— Start DATA SUPPLIED —

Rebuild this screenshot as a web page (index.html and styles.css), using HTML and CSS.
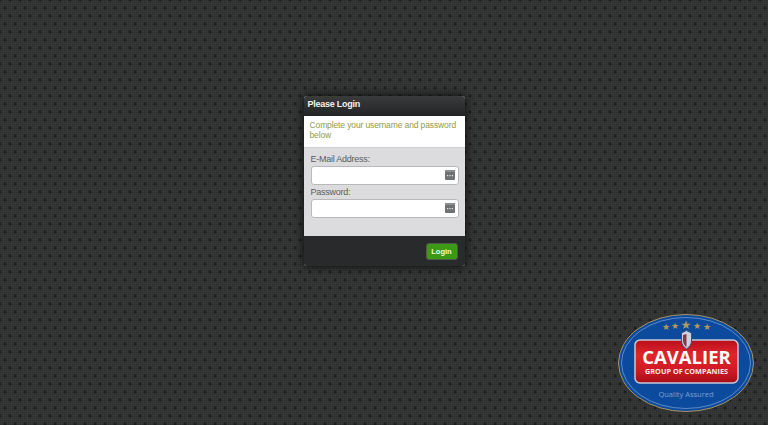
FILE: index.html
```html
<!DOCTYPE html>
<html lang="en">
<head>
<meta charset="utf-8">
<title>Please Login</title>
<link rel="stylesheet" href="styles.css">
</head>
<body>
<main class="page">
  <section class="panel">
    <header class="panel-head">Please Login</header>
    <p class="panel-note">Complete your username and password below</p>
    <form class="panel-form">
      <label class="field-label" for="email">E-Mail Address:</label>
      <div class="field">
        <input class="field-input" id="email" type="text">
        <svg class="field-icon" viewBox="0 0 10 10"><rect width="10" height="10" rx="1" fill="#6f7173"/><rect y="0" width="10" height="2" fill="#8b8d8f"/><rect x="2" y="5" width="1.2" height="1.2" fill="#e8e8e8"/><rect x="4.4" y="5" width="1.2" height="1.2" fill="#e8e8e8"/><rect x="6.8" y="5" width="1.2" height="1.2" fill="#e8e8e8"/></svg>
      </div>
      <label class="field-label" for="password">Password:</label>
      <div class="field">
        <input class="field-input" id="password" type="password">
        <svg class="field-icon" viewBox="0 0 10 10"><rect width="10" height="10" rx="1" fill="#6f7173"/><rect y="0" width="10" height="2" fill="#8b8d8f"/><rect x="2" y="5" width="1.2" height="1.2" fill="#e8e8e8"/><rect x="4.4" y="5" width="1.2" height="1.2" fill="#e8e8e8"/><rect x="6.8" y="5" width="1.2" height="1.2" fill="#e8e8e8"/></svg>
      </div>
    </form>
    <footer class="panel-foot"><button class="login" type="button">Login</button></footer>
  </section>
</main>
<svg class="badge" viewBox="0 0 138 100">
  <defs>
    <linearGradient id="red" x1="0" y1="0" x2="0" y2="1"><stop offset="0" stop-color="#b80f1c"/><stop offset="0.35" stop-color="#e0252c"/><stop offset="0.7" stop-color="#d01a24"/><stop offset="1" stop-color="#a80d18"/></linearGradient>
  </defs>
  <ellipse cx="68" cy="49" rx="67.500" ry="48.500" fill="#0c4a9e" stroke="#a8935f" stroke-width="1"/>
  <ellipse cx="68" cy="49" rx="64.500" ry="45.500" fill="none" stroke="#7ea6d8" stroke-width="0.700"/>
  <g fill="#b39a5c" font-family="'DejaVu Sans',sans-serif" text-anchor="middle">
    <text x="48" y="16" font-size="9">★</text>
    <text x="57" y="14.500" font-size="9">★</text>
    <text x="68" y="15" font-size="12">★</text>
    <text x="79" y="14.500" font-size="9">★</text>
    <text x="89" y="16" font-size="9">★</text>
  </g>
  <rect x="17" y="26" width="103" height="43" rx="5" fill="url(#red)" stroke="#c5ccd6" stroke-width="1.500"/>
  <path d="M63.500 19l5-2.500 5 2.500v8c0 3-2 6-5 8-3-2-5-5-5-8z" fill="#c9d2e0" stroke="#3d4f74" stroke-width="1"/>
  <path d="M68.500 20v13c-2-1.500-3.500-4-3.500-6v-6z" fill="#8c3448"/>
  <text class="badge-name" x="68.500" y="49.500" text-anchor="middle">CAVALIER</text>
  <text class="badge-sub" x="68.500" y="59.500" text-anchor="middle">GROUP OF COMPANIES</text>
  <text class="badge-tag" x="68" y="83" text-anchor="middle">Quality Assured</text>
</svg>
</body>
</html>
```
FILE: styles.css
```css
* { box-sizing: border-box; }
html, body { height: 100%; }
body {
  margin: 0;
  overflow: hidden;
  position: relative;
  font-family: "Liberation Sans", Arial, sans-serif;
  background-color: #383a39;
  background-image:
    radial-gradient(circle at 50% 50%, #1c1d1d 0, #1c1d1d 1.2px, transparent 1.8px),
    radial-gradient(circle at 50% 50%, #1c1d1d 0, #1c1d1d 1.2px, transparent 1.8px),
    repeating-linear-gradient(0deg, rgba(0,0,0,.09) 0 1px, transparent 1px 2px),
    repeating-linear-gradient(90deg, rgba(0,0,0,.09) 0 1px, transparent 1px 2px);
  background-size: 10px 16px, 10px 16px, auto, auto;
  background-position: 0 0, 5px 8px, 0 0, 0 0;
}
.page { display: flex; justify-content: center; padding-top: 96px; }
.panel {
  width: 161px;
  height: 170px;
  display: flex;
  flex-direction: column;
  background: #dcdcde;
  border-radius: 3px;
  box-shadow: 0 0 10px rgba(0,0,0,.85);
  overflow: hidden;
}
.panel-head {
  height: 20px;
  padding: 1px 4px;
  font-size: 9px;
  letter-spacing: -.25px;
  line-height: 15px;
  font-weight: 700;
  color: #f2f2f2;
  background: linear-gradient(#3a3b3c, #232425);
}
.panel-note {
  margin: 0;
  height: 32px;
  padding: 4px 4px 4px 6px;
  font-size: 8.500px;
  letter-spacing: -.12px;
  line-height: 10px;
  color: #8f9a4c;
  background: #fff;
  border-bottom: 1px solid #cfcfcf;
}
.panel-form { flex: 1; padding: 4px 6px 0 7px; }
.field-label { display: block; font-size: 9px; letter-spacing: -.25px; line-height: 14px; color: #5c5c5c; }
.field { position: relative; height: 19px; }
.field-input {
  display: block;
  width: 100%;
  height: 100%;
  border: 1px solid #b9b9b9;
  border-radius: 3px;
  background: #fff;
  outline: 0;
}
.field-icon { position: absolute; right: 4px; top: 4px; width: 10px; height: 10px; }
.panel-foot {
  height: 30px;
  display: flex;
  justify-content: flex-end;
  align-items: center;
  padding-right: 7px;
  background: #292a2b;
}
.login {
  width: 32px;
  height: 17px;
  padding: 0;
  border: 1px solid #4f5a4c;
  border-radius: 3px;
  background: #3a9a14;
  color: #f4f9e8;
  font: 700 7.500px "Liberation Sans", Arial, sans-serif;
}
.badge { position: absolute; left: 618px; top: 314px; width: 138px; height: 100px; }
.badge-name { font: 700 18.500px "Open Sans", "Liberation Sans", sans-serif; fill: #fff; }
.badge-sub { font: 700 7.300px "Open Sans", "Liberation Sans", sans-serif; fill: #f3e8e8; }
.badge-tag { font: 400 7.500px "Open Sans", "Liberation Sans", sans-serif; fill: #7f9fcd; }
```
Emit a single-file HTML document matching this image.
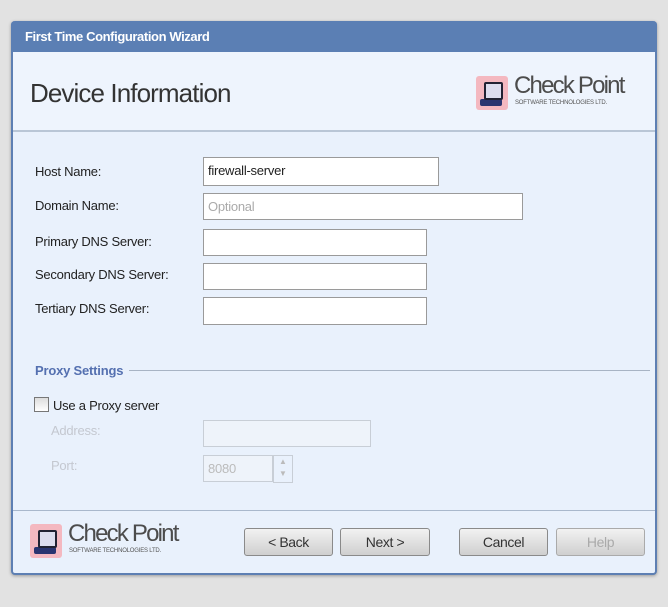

— End DATA SUPPLIED —

### TO DO:
Repeat each entry exactly. Pictures do not belong in the copy.

### RESULT OF THE TASK:
Rebuild this screenshot as a web page (index.html and styles.css), using HTML and CSS.
FILE: index.html
```html
<!DOCTYPE html>
<html lang="en">
<head>
<meta charset="utf-8">
<title>Please Login</title>
<link rel="stylesheet" href="styles.css">
</head>
<body>
<main class="page">
  <section class="panel">
    <header class="panel-head">Please Login</header>
    <p class="panel-note">Complete your username and password below</p>
    <form class="panel-form">
      <label class="field-label" for="email">E-Mail Address:</label>
      <div class="field">
        <input class="field-input" id="email" type="text">
        <svg class="field-icon" viewBox="0 0 10 10"><rect width="10" height="10" rx="1" fill="#6f7173"/><rect y="0" width="10" height="2" fill="#8b8d8f"/><rect x="2" y="5" width="1.2" height="1.2" fill="#e8e8e8"/><rect x="4.4" y="5" width="1.2" height="1.2" fill="#e8e8e8"/><rect x="6.8" y="5" width="1.2" height="1.2" fill="#e8e8e8"/></svg>
      </div>
      <label class="field-label" for="password">Password:</label>
      <div class="field">
        <input class="field-input" id="password" type="password">
        <svg class="field-icon" viewBox="0 0 10 10"><rect width="10" height="10" rx="1" fill="#6f7173"/><rect y="0" width="10" height="2" fill="#8b8d8f"/><rect x="2" y="5" width="1.2" height="1.2" fill="#e8e8e8"/><rect x="4.4" y="5" width="1.2" height="1.2" fill="#e8e8e8"/><rect x="6.8" y="5" width="1.2" height="1.2" fill="#e8e8e8"/></svg>
      </div>
    </form>
    <footer class="panel-foot"><button class="login" type="button">Login</button></footer>
  </section>
</main>
<svg class="badge" viewBox="0 0 138 100">
  <defs>
    <linearGradient id="red" x1="0" y1="0" x2="0" y2="1"><stop offset="0" stop-color="#b80f1c"/><stop offset="0.35" stop-color="#e0252c"/><stop offset="0.7" stop-color="#d01a24"/><stop offset="1" stop-color="#a80d18"/></linearGradient>
  </defs>
  <ellipse cx="68" cy="49" rx="67.500" ry="48.500" fill="#0c4a9e" stroke="#a8935f" stroke-width="1"/>
  <ellipse cx="68" cy="49" rx="64.500" ry="45.500" fill="none" stroke="#7ea6d8" stroke-width="0.700"/>
  <g fill="#b39a5c" font-family="'DejaVu Sans',sans-serif" text-anchor="middle">
    <text x="48" y="16" font-size="9">★</text>
    <text x="57" y="14.500" font-size="9">★</text>
    <text x="68" y="15" font-size="12">★</text>
    <text x="79" y="14.500" font-size="9">★</text>
    <text x="89" y="16" font-size="9">★</text>
  </g>
  <rect x="17" y="26" width="103" height="43" rx="5" fill="url(#red)" stroke="#c5ccd6" stroke-width="1.500"/>
  <path d="M63.500 19l5-2.500 5 2.500v8c0 3-2 6-5 8-3-2-5-5-5-8z" fill="#c9d2e0" stroke="#3d4f74" stroke-width="1"/>
  <path d="M68.500 20v13c-2-1.500-3.500-4-3.500-6v-6z" fill="#8c3448"/>
  <text class="badge-name" x="68.500" y="49.500" text-anchor="middle">CAVALIER</text>
  <text class="badge-sub" x="68.500" y="59.500" text-anchor="middle">GROUP OF COMPANIES</text>
  <text class="badge-tag" x="68" y="83" text-anchor="middle">Quality Assured</text>
</svg>
</body>
</html>
```
FILE: styles.css
```css
* { box-sizing: border-box; }
html, body { height: 100%; }
body {
  margin: 0;
  overflow: hidden;
  position: relative;
  font-family: "Liberation Sans", Arial, sans-serif;
  background-color: #383a39;
  background-image:
    radial-gradient(circle at 50% 50%, #1c1d1d 0, #1c1d1d 1.2px, transparent 1.8px),
    radial-gradient(circle at 50% 50%, #1c1d1d 0, #1c1d1d 1.2px, transparent 1.8px),
    repeating-linear-gradient(0deg, rgba(0,0,0,.09) 0 1px, transparent 1px 2px),
    repeating-linear-gradient(90deg, rgba(0,0,0,.09) 0 1px, transparent 1px 2px);
  background-size: 10px 16px, 10px 16px, auto, auto;
  background-position: 0 0, 5px 8px, 0 0, 0 0;
}
.page { display: flex; justify-content: center; padding-top: 96px; }
.panel {
  width: 161px;
  height: 170px;
  display: flex;
  flex-direction: column;
  background: #dcdcde;
  border-radius: 3px;
  box-shadow: 0 0 10px rgba(0,0,0,.85);
  overflow: hidden;
}
.panel-head {
  height: 20px;
  padding: 1px 4px;
  font-size: 9px;
  letter-spacing: -.25px;
  line-height: 15px;
  font-weight: 700;
  color: #f2f2f2;
  background: linear-gradient(#3a3b3c, #232425);
}
.panel-note {
  margin: 0;
  height: 32px;
  padding: 4px 4px 4px 6px;
  font-size: 8.500px;
  letter-spacing: -.12px;
  line-height: 10px;
  color: #8f9a4c;
  background: #fff;
  border-bottom: 1px solid #cfcfcf;
}
.panel-form { flex: 1; padding: 4px 6px 0 7px; }
.field-label { display: block; font-size: 9px; letter-spacing: -.25px; line-height: 14px; color: #5c5c5c; }
.field { position: relative; height: 19px; }
.field-input {
  display: block;
  width: 100%;
  height: 100%;
  border: 1px solid #b9b9b9;
  border-radius: 3px;
  background: #fff;
  outline: 0;
}
.field-icon { position: absolute; right: 4px; top: 4px; width: 10px; height: 10px; }
.panel-foot {
  height: 30px;
  display: flex;
  justify-content: flex-end;
  align-items: center;
  padding-right: 7px;
  background: #292a2b;
}
.login {
  width: 32px;
  height: 17px;
  padding: 0;
  border: 1px solid #4f5a4c;
  border-radius: 3px;
  background: #3a9a14;
  color: #f4f9e8;
  font: 700 7.500px "Liberation Sans", Arial, sans-serif;
}
.badge { position: absolute; left: 618px; top: 314px; width: 138px; height: 100px; }
.badge-name { font: 700 18.500px "Open Sans", "Liberation Sans", sans-serif; fill: #fff; }
.badge-sub { font: 700 7.300px "Open Sans", "Liberation Sans", sans-serif; fill: #f3e8e8; }
.badge-tag { font: 400 7.500px "Open Sans", "Liberation Sans", sans-serif; fill: #7f9fcd; }
```
Emit a single-file HTML document matching this image.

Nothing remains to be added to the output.